If there is one set of supporters that is probably breathing a sigh of relief this morning, then it’s probably those of Plymouth Argyle. Heaney had been the preferred bidder to buy their club when it had been in serious financial difficulty last year, but failed to come up with the money required to complete the take-over of the club, which was subsequently taken over by another businessman, James Brent. Plymouth continue to exist in a slightly emaciated – but now at least stable – state, but one of the great “what if” questions that their supporters may be asking this morning could be that of what might have happened to their club had Heaney managed to secure the take-over of Argyle and subsequently found himself bankrupt. As things stand, however, they can look on at the situation at Truro and think “there but for the grace of God go I.”

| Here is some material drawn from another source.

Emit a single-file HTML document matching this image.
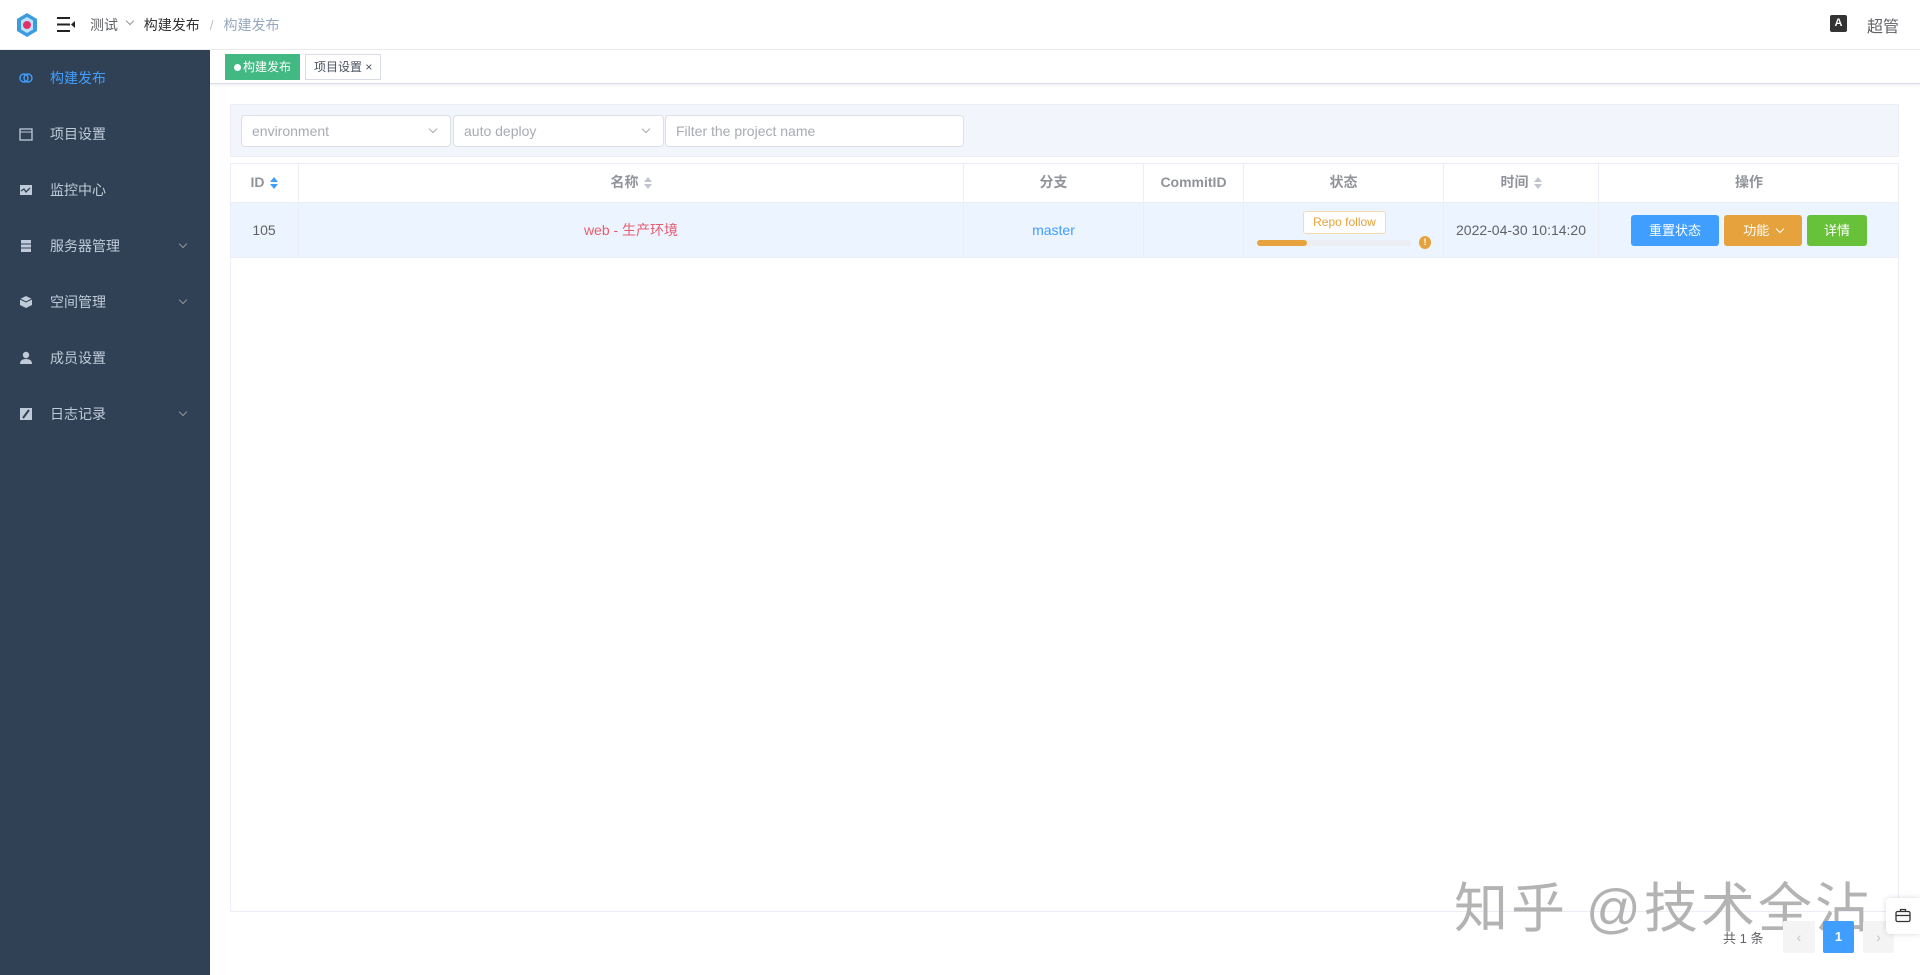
<!DOCTYPE html>
<html><head><meta charset="utf-8"><style>
*{box-sizing:border-box;margin:0;padding:0}
body{width:1920px;height:975px;overflow:hidden;background:#fff;font-family:"Liberation Sans","Noto Sans CJK SC",sans-serif;font-size:14px;color:#606266;position:relative}
.abs{position:absolute}
.hdr{left:0;top:0;width:1920px;height:50px;background:#fff;border-bottom:1px solid #eee}
.side{left:0;top:50px;width:210px;height:925px;background:#304156}
.mi{position:absolute;left:0;width:210px;height:56px;line-height:56px;color:#bfcbd9;font-size:14px;padding-left:50px}
.mi .ic{position:absolute;left:19px;top:21px;width:14px;height:14px}
.chev{position:absolute;width:6px;height:6px;border-right:1px solid #909399;border-bottom:1px solid #909399;transform:rotate(45deg)}
.mi .chev{right:24px;top:23px}
.tags{left:210px;top:50px;width:1710px;height:34px;border-bottom:1px solid #d8dce5;box-shadow:0 1px 3px rgba(0,0,0,.08)}
.tag{position:absolute;top:4px;height:26px;line-height:24px;font-size:12px;padding:0 8px;border:1px solid #d8dce5}
.sel{position:absolute;top:115px;height:32px;border:1px solid #dcdfe6;border-radius:4px;background:#fff;color:#a8abb2;line-height:30px;padding-left:10px;font-size:14px}
.sel .chev{right:14px;top:10px;border-color:#a8abb2}
.th{position:absolute;top:163px;height:39px;line-height:39px;text-align:center;font-weight:bold;color:#909399;font-size:14px;border-right:1px solid #ebeef5}
.td{position:absolute;top:202px;height:56px;line-height:56px;text-align:center;font-size:14px;border-right:1px solid #ebeef5}
.btn{position:absolute;top:215px;height:31px;line-height:31px;color:#fff;text-align:center;border-radius:3px;font-size:13px}
.sort{display:inline-block;vertical-align:middle;margin-left:5px;width:8px;height:14px;position:relative}
.sort:before{content:"";position:absolute;left:0;top:1px;border:4px solid transparent;border-bottom:5px solid #c0c4cc;border-top:0}
.sort:after{content:"";position:absolute;left:0;top:8px;border:4px solid transparent;border-top:5px solid #c0c4cc;border-bottom:0}
.sort.on:before{border-bottom-color:#409eff}.sort.on:after{border-top-color:#409eff}
</style></head><body>
<div class="abs hdr">
 <svg class="abs" style="left:15px;top:12px" width="24" height="26" viewBox="0 0 24 26"><polygon points="12,1 22,7 22,19 12,25 2,19 2,7" fill="#3d9be0"/><polygon points="12,5 18,8.5 18,17.5 12,21 6,17.5 6,8.5" fill="#bfe3ff"/><circle cx="12" cy="13" r="4" fill="#e0316a"/></svg>
 <svg class="abs" style="left:57px;top:17px" width="18" height="15" viewBox="0 0 18 15"><rect x="0" y="0" width="13" height="2" fill="#222"/><rect x="0" y="6.5" width="13" height="2" fill="#222"/><rect x="0" y="13" width="13" height="2" fill="#222"/><polygon points="18,4 14,7.5 18,11" fill="#222"/></svg>
 <div class="abs" style="left:90px;top:15px;font-size:14px;color:#606266">测试 <span style="display:inline-block;width:18px;position:relative;height:10px"><span class="chev" style="left:5px;top:-2px"></span></span> <span style="color:#303133">构建发布</span> <span style="color:#c0c4cc;margin:0 6px">/</span> <span style="color:#97a8be">构建发布</span></div>
 <div class="abs" style="left:1830px;top:15px;width:17px;height:17px;background:#333;border-radius:2px;color:#fff;font-size:11px;line-height:17px;text-align:center;font-weight:bold">A</div>
 <div class="abs" style="left:1867px;top:13px;font-size:16px;color:#606266">超管</div>
</div>
<div class="abs side">
 <div class="mi" style="top:0;color:#409eff"><svg class="ic" viewBox="0 0 14 14"><circle cx="5" cy="7" r="4" fill="none" stroke="#409eff" stroke-width="1.4"/><circle cx="9" cy="7" r="4" fill="none" stroke="#409eff" stroke-width="1.4"/></svg>构建发布</div>
 <div class="mi" style="top:56px"><svg class="ic" viewBox="0 0 14 14"><rect x="1" y="2" width="12" height="11" fill="none" stroke="#bfcbd9" stroke-width="1.3"/><line x1="1" y1="5" x2="13" y2="5" stroke="#bfcbd9"/></svg>项目设置</div>
 <div class="mi" style="top:112px"><svg class="ic" viewBox="0 0 14 14"><rect x="1" y="2" width="12" height="10" fill="#bfcbd9"/><polyline points="2,8 5,6 7,9 11,5" fill="none" stroke="#304156" stroke-width="1.3"/></svg>监控中心</div>
 <div class="mi" style="top:168px"><svg class="ic" viewBox="0 0 14 14"><rect x="2" y="1" width="10" height="12" fill="#bfcbd9"/><line x1="2" y1="5" x2="12" y2="5" stroke="#304156"/><line x1="2" y1="9" x2="12" y2="9" stroke="#304156"/></svg>服务器管理<span class="chev"></span></div>
 <div class="mi" style="top:224px"><svg class="ic" viewBox="0 0 14 14"><polygon points="7,1 13,4 13,10 7,13 1,10 1,4" fill="#bfcbd9"/><polyline points="1,4 7,7 13,4 M7,7 7,13" fill="none" stroke="#304156"/></svg>空间管理<span class="chev"></span></div>
 <div class="mi" style="top:280px"><svg class="ic" viewBox="0 0 14 14"><circle cx="7" cy="4" r="3.2" fill="#bfcbd9"/><path d="M1,13 Q1,8 7,8 Q13,8 13,13Z" fill="#bfcbd9"/></svg>成员设置</div>
 <div class="mi" style="top:336px"><svg class="ic" viewBox="0 0 14 14"><rect x="1" y="1" width="12" height="12" fill="#bfcbd9"/><line x1="4" y1="11" x2="10" y2="3" stroke="#304156" stroke-width="2"/></svg>日志记录<span class="chev"></span></div>
</div>
<div class="abs tags">
 <div class="tag" style="left:15px;background:#42b983;border-color:#42b983;color:#fff"><span style="display:inline-block;width:7px;height:7px;border-radius:50%;background:#fff;margin-right:2px"></span>构建发布</div>
 <div class="tag" style="left:95px;color:#495060;background:#fff">项目设置 ×</div>
</div>
<div class="abs" style="left:230px;top:104px;width:1669px;height:53px;background:#f2f6fc;border:1px solid #ebeef5"></div>
<div class="sel" style="left:241px;width:210px">environment<span class="chev"></span></div>
<div class="sel" style="left:453px;width:211px">auto deploy<span class="chev"></span></div>
<div class="sel" style="left:665px;width:299px">Filter the project name</div>
<div class="abs" style="left:230px;top:163px;width:1669px;height:749px;border:1px solid #ebeef5"></div>
<div class="abs" style="left:231px;top:202px;width:1667px;height:56px;background:#ecf5ff;border-top:1px solid #ebeef5;border-bottom:1px solid #ebeef5"></div>
<div class="th" style="left:230px;width:69px">ID<span class="sort on"></span></div>
<div class="th" style="left:299px;width:665px">名称<span class="sort"></span></div>
<div class="th" style="left:964px;width:180px">分支</div>
<div class="th" style="left:1144px;width:100px">CommitID</div>
<div class="th" style="left:1244px;width:200px">状态</div>
<div class="th" style="left:1444px;width:155px">时间<span class="sort"></span></div>
<div class="th" style="left:1599px;width:300px;border:0">操作</div>
<div class="td" style="left:230px;width:69px">105</div>
<div class="td" style="left:299px;width:665px;color:#e65d6e">web - 生产环境</div>
<div class="td" style="left:964px;width:180px;color:#409eff">master</div>
<div class="td" style="left:1144px;width:100px"></div>
<div class="td" style="left:1244px;width:200px"></div>
<div class="td" style="left:1444px;width:155px;color:#606266">2022-04-30 10:14:20</div>
<div class="abs" style="left:1303px;top:211px;width:83px;height:23px;border:1px solid #f5dab1;border-radius:3px;background:#fff;color:#e6a23c;font-size:12px;line-height:21px;text-align:center">Repo follow</div>
<div class="abs" style="left:1257px;top:240px;width:155px;height:6px;background:#ebeef5;border-radius:3px"><div style="width:50px;height:6px;background:#e6a23c;border-radius:3px"></div></div>
<div class="abs" style="left:1419px;top:236px;width:12px;height:13px;border-radius:50%;background:#e6a23c;color:#fff;font-size:9px;line-height:13px;text-align:center;font-weight:bold">!</div>
<div class="btn" style="left:1631px;width:88px;background:#409eff">重置状态</div>
<div class="btn" style="left:1724px;width:78px;background:#e6a23c">功能 <span style="display:inline-block;width:6px;height:6px;border-right:1px solid #fff;border-bottom:1px solid #fff;transform:rotate(45deg);vertical-align:3px;margin-left:4px"></span></div>
<div class="btn" style="left:1807px;width:60px;background:#67c23a">详情</div>
<div class="abs" style="left:1454px;top:864px;font-size:54px;color:#b3b3b3;letter-spacing:3px;white-space:nowrap">知乎 @技术全沾</div>
<div class="abs" style="left:1723px;top:928px;font-size:13px;color:#606266">共 1 条</div>
<div class="abs" style="left:1783px;top:921px;width:32px;height:32px;background:#f4f4f5;color:#c0c4cc;text-align:center;line-height:32px;border-radius:2px">‹</div>
<div class="abs" style="left:1823px;top:921px;width:31px;height:32px;background:#409eff;color:#fff;text-align:center;line-height:32px;border-radius:2px;font-weight:bold;font-size:13px">1</div>
<div class="abs" style="left:1863px;top:921px;width:31px;height:32px;background:#f4f4f5;color:#c0c4cc;text-align:center;line-height:32px;border-radius:2px">›</div>
<div class="abs" style="left:1886px;top:898px;width:34px;height:36px;background:#fff;box-shadow:0 0 6px rgba(0,0,0,.15);border-radius:4px 0 0 4px">
 <svg style="position:absolute;left:9px;top:10px" width="16" height="15" viewBox="0 0 16 15"><rect x="1" y="3.5" width="14" height="10" rx="1.5" fill="none" stroke="#333" stroke-width="1.3"/><path d="M5.5,3.5V1.5H10.5V3.5M1,7.5H15" fill="none" stroke="#333" stroke-width="1.3"/></svg>
</div>
</body></html>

The bankruptcy of Kevin Heaney, then, raises at least as many questions as it answers, but Truro supporters will at least perhaps take a moment to wish him well with whatever financial and health difficulties he may be having at the moment. He did, after all, do much to take the club to the level at which it plays now. It should be added, however, that getting a football club to this level is easy by pouring money into it, as we have seen elsewhere in recent years. Keeping it at that level without dragging it into greater and greater debt, however, is a different matter. After the discharge of his bankruptcy, he may well seek to get involved in the game again. If his health problems are serious, however, he may just choose not to. Whatever his decision, the legacy of his involvement in Truro City is that this is a club whose future remains very much up the air even though he will not be there to oversee it himself. It doesn’t feel like a legacy to be particularly proud of.